Even the program as you referenced to build nuclear weapons by the Iranian government...a significant part of what motivates American opposition and I think global opposition to this is the nature of the regime in Tehran that is developing these programs, a regime that is, as you said, [according to] the U.S. State Department's evidence and conclusion, the No. 1 state sponsor of terrorism right now, conducting through proxies, wars in Iraq, Afghanistan, Lebanon, and Palestine, all supporting fanatical extremists against more moderate and democratic movements.

So this has to change, and it's part of the reason why I've been a very strong supporter of U.S. government funding for civil-society programs in Iran. The repression...look, this is a regime that has been brutal to its neighbors and others through the support of terrorism and proxy wars, but it unfortunately, as you well know and as the people of Iran well know, has been brutal to the people of Iran. The repression of human rights activists, of women's rights activists, of labor unions, of anybody who expresses a different political point of view -- that has to change, and I'm going to be working with colleagues in both political parties in the Senate, as it happens in the next few days, to increase the amount of funding to $75 million from $25 million per year for support of so-called civil-society, freedom-advocating, human-rights-protecting, free-expression groups within Iran. Let the people of Iran have a chance to have a government that really is as good as they are.

Do you mean that in addition to the $75 million that has been previously addressed, there is going to be $25 million?

Lieberman: Here's what happened: The Bush administration recommended $75 million for this coming fiscal year for human rights, civil-society programs in Iran. Unfortunately, the Senate Subcommittee on Foreign Relations Appropriations reduced that to $25 million. And that bill, that piece of legislation, that budget recommendation, we expect to have on the floor of the Senate tomorrow (September 7) or at the latest the next day.

A number of colleagues and I of both political parties will be submitting an amendment to increase that funding to $75 million, which really is a small amount considering everything we're spending to defend ourselves against the fanaticisms of this current regime and the suffering of the people of Iran and other victims of this regime....

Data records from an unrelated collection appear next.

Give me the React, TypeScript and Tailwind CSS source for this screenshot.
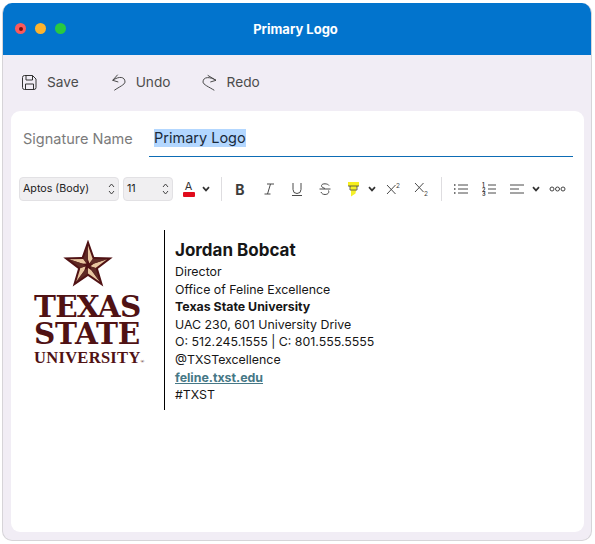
import React from "react";

const sf = "font-['Inter','Liberation_Sans',sans-serif]";

function Chevron() {
  return (
    <svg width="8" height="6" viewBox="0 0 8 6" fill="none" stroke="#333" strokeWidth="1.7" className="block">
      <path d="M1 1.200 4 4.400 7 1.200" />
    </svg>
  );
}

function Stepper() {
  return (
    <svg width="7" height="14" viewBox="0 0 7 14" fill="none" stroke="#444" strokeWidth="1">
      <path d="M1 5 3.500 2 6 5M1 9l2.500 3L6 9" />
    </svg>
  );
}

function Star() {
  const p = (a: number, r: number) => {
    const t = ((a - 90) * Math.PI) / 180;
    return `${(25 + r * Math.cos(t)).toFixed(2)},${(25.5 + r * Math.sin(t)).toFixed(2)}`;
  };
  const outer = [0, 72, 144, 216, 288];
  const inner = [36, 108, 180, 252, 324];
  const all = outer.flatMap((a, i) => [p(a, 26), p(inner[i], 10.500)]).join(" ");
  return (
    <svg width="50" height="48" viewBox="0 0 50 48" className="block">
      <polygon points={all} fill="#501214" />
      {outer.map((a, i) => (
        <polygon key={a} points={`25,25.5 ${p(a, 20)} ${p(inner[i], 8)}`} fill="#e8c6a0" />
      ))}
      {outer.map((a, i) => (
        <polygon key={`d${a}`} points={`25,25.5 ${p(a, 20)} ${p(inner[(i + 4) % 5], 8)}`} fill="#5f2a25" />
      ))}
      <polygon
        points={[0, 36, 72, 108, 144, 180, 216, 252, 288, 324]
          .map((a, i) => p(a, i % 2 ? 2.600 : 6))
          .join(" ")}
        fill="#501214"
      />
    </svg>
  );
}

function Ico({ children, w = 16, h = 16, c = "#4a4a4a" }: { children: React.ReactNode; w?: number; h?: number; c?: string }) {
  return (
    <svg width={w} height={h} viewBox={`0 0 ${w} ${h}`} fill="none" stroke={c} strokeWidth="1" className="block shrink-0">
      {children}
    </svg>
  );
}

export default function App() {
  return (
    <div className={`w-[595px] h-[544px] bg-white pt-[3px] pr-[3px] pb-[3px] pl-[2px] ${sf}`}>
      <div className="h-full flex flex-col rounded-[10px] overflow-hidden bg-[#f1edf5] border border-[#d6d4d8] border-t-0">
        {/* title bar */}
        <div className="relative h-[52px] shrink-0 -mx-px bg-[#0274cd] flex items-center justify-center pt-[2px]">
          <div className="absolute left-[13px] top-[20px] flex gap-[9px]">
            <div className="w-[11px] h-[11px] rounded-full bg-[#fb5a5c] flex items-center justify-center">
              <div className="w-[4px] h-[4px] rounded-full bg-[#7a0d0c]" />
            </div>
            <div className="w-[11px] h-[11px] rounded-full bg-[#fdb32d]" />
            <div className="w-[11px] h-[11px] rounded-full bg-[#29c940]" />
          </div>
          <span className="text-white text-[13px] font-bold pr-[3px]">Primary Logo</span>
        </div>

        {/* action bar */}
        <div className="h-[56px] shrink-0 flex items-center pl-[19px] pb-[1px] text-[13.700px] text-[#4c4c4c]">
          <Ico w={15} h={15} c="#333">
            <path d="M2.500.5h8L14 4v8.500a2 2 0 0 1-2 2H2.500a2 2 0 0 1-2-2v-10a2 2 0 0 1 2-2Z" />
            <path d="M4 .5v4.500h6.500V.5M3.500 14.500V9h8v5.500" />
          </Ico>
          <span className="ml-[10px]">Save</span>
          <span className="ml-[32px]">
            <Ico w={18} h={20}>
              <path d="M6.700 1.700 1.700 7.300 7.300 9" />
              <path d="M1.700 7.300C8 3 14 3.500 14 9c0 2.500-6 5-10.700 8.300" />
            </Ico>
          </span>
          <span className="ml-[7px]">Undo</span>
          <span className="ml-[30px]">
            <Ico w={18} h={20}>
              <path d="M6.700 2.300 15 7.300 9.300 9" />
              <path d="M15 7.300C9 3.500 2 3.500 2 9c0 2.500 6 5 11.300 8.300" />
            </Ico>
          </span>
          <span className="ml-[8px]">Redo</span>
        </div>

        {/* card */}
        <div className="flex-1 ml-[8px] mr-[7px] mb-[8px] rounded-[9px] bg-white flex flex-col">
          {/* signature name */}
          <div className="flex h-[46px] pl-[12px] pr-[11px] shrink-0">
            <div className="w-[126px] pt-[17px] text-[14.500px] leading-[21px] text-[#7b7b7b] whitespace-nowrap">Signature Name</div>
            <div className="flex-1 border-b border-[#0d6cb5] pl-[5px] pt-[18px]">
              <span className="block w-fit bg-[#b3d7ff] text-[14.500px] leading-[18px] text-[#1a2a3a]">Primary Logo</span>
            </div>
          </div>

          {/* format bar */}
          <div className="flex items-center h-[24px] mt-[20px] pl-[8px] shrink-0 text-[10.700px] text-[#222]">
            <div className="w-[100px] h-[24px] rounded-[4px] bg-[#f0eff1] border border-[#e2e1e4] flex items-center justify-between pl-[3px] pr-[3px]">
              <span className="pt-[1px]">Aptos (Body)</span>
              <Stepper />
            </div>
            <div className="ml-[4px] w-[50px] h-[24px] rounded-[4px] bg-[#f0eff1] border border-[#e2e1e4] flex items-center justify-between pl-[3px] pr-[3px]">
              <span className="pt-[1px]">11</span>
              <Stepper />
            </div>
            <div className="ml-[9px] w-[13px] flex flex-col items-center">
              <span className="text-[11px] leading-[10px] text-[#333]">A</span>
              <div className="w-[12px] h-[5px] mt-[1px] bg-[#e00b1c] rounded-[1px]" />
            </div>
            <span className="ml-[7px]"><Chevron /></span>
            <div className="ml-[11px] w-px h-[24px] bg-[#dedde0]" />
            <span className="ml-[13px] w-[10px] text-center text-[14px] font-bold text-[#3c3c3c]">B</span>
            <span className="ml-[18px] w-[12px] flex justify-center">
              <Ico w={12} h={14}>
                <path d="M4 2h7M7.500 2 4.500 12M1.500 12h6" />
              </Ico>
            </span>
            <span className="ml-[16px]">
              <Ico w={12} h={14}>
                <path d="M2 1v6.500a4 4 0 0 0 8 0V1M1 13.500h10" />
              </Ico>
            </span>
            <span className="ml-[16px]">
              <Ico w={12} h={14}>
                <path d="M10 3.500C9 1.500 3 1 2.500 3.500 2.200 5.500 5 6 6 6.500M0.500 7h11M9.500 8.500c1 2.500-1 4-3.500 4-2 0-3.500-1-4-2.500" />
              </Ico>
            </span>
            <span className="ml-[16px]">
              <svg width="13" height="15" viewBox="0 0 13 15" className="block shrink-0">
                <rect x="1" y="0" width="11" height="4" fill="#f7ef1e" />
                <path d="M2.500 4h8L9 8.500l-.5 3-4.500 3V8.500Z" fill="#f5f02a" />
                <path d="M1 4h11M3 4v4h7V4" stroke="#444" strokeWidth="0.800" fill="none" />
              </svg>
            </span>
            <span className="ml-[8px]"><Chevron /></span>
            <span className="ml-[10px]">
              <Ico w={15} h={14}>
                <path d="M1 3l8.500 9M9.500 3l-8.500 9" />
                <text x="10" y="6" fontSize="6.500" fill="#444" stroke="none">2</text>
              </Ico>
            </span>
            <span className="ml-[13px]">
              <Ico w={15} h={15}>
                <path d="M1 1l8.500 9M9.500 1l-8.500 9" />
                <text x="10" y="14" fontSize="6.500" fill="#444" stroke="none">2</text>
              </Ico>
            </span>
            <div className="ml-[12px] w-px h-[24px] bg-[#dedde0]" />
            <span className="ml-[11px]">
              <Ico w={15} h={12}>
                <path d="M5 2h10M5 6h10M5 10h10" />
                <path d="M1 2h1.500M1 6h1.500M1 10h1.500" strokeWidth="1.500" />
              </Ico>
            </span>
            <span className="ml-[14px]">
              <Ico w={14} h={14}>
                <text x="0" y="5" fontSize="5.500" fill="#444" stroke="none" fontWeight="700">1</text>
                <text x="0" y="9.500" fontSize="5.500" fill="#444" stroke="none" fontWeight="700">2</text>
                <text x="0" y="14" fontSize="5.500" fill="#444" stroke="none" fontWeight="700">3</text>
                <path d="M6 3h8M6 7h8M6 11h8" />
              </Ico>
            </span>
            <span className="ml-[14px]">
              <Ico w={15} h={12}>
                <path d="M0 2h14M0 6h9M0 10h14" />
              </Ico>
            </span>
            <span className="ml-[7px]"><Chevron /></span>
            <span className="ml-[9px]">
              <svg width="17" height="6" viewBox="0 0 17 6" fill="none" stroke="#444" strokeWidth="1" className="block shrink-0">
                <circle cx="3" cy="3" r="2" />
                <circle cx="8.500" cy="3" r="2" />
                <circle cx="14" cy="3" r="2" />
              </svg>
            </span>
          </div>

          {/* signature */}
          <div className="flex mt-[29px] shrink-0">
            <div className="w-[153px] flex flex-col items-start pl-[23px] pt-[10px]">
              <div className="ml-[29px]"><Star /></div>
              <div className="mt-[5px] text-[#501214] font-['DejaVu_Serif',serif] font-bold text-[29.500px] leading-[27px] tracking-[-0.800px] whitespace-nowrap">TEXAS</div>
              <div className="text-[#501214] font-['DejaVu_Serif',serif] font-bold text-[29.500px] leading-[27px] tracking-[-0.300px] whitespace-nowrap">STATE</div>
              <div className="mt-[3px] text-[#501214] font-['Liberation_Serif',serif] font-bold text-[16.500px] leading-[15px] tracking-[0.300px] whitespace-nowrap">UNIVERSITY<span className="text-[5px]">®</span></div>
            </div>
            <div className="w-px h-[180px] bg-black shrink-0" />
            <div className="pl-[10px] pt-[10px] text-[12.370px] leading-[17.600px] text-[#161616] font-['Inter',sans-serif] whitespace-nowrap">
              <div className="text-[17px] leading-[20px] font-bold mb-[3px]">Jordan Bobcat</div>
              <div>Director</div>
              <div>Office of Feline Excellence</div>
              <div className="font-bold">Texas State University</div>
              <div>UAC 230, 601 University Drive</div>
              <div>O: 512.245.1555 | C: 801.555.5555</div>
              <div>@TXSTexcellence</div>
              <div className="font-bold text-[#467886] underline">feline.txst.edu</div>
              <div>#TXST</div>
            </div>
          </div>
        </div>
      </div>
    </div>
  );
}
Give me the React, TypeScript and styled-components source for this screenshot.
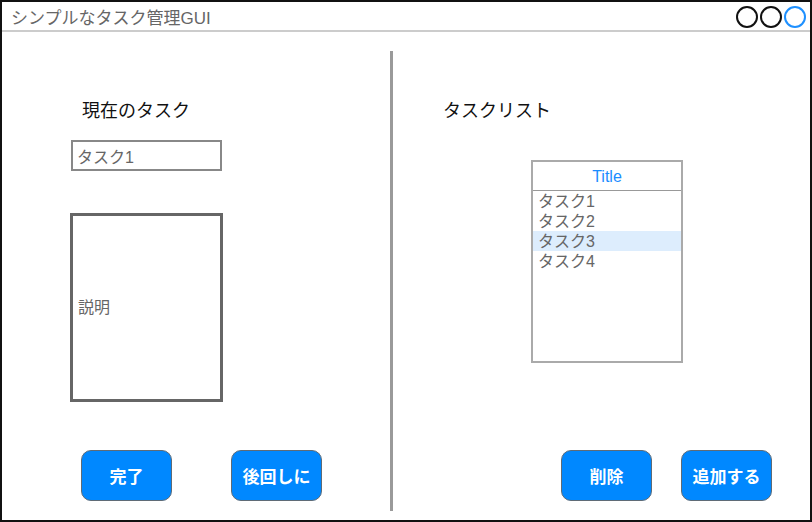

I was extremely upset when the committee came in with that $25 million, and part of their argument is that money from America is dangerous for Iranian dissidents or human-rights or civil-society groups to accept. Most of this is given through third parties in any case. But my argument is: Let the Iranian groups decide. If we had taken this position in the Cold War that it could be risky for freedom fighters behind the Iron Curtain to accept funding from us, you know, the Iron Curtain might still be up, instead of the people having risen up to build a better future for themselves.

RFE/RL: Having a budget is one thing, but having a mechanism for spending that budget effectively is something else. Is there a clear mechanism [for] how it's going to work?

Lieberman: Yes, this is not much talked about. I have been briefed on it, but there is work in the State Department -- working through third-party organizations, not directly from the federal government -- to support student groups, women's groups, the whole array of civil society, to give some hope to the people of Iran.

I know people are very disappointed by the economic leadership given by the current government, but the Ahmadinejad administration, and the isolation of Iran which know, generally the Iranian people are well-educated, forward-looking people. This government seems to want to take Iran backward instead of forward. But there will be an effective system set up for distributing this money, and I don't know that I can talk about it too much more; but I think that groups that are interested will know how to find their way to this support ,and perhaps people from the State Department and others will come on Radio Farda and explain in more detail.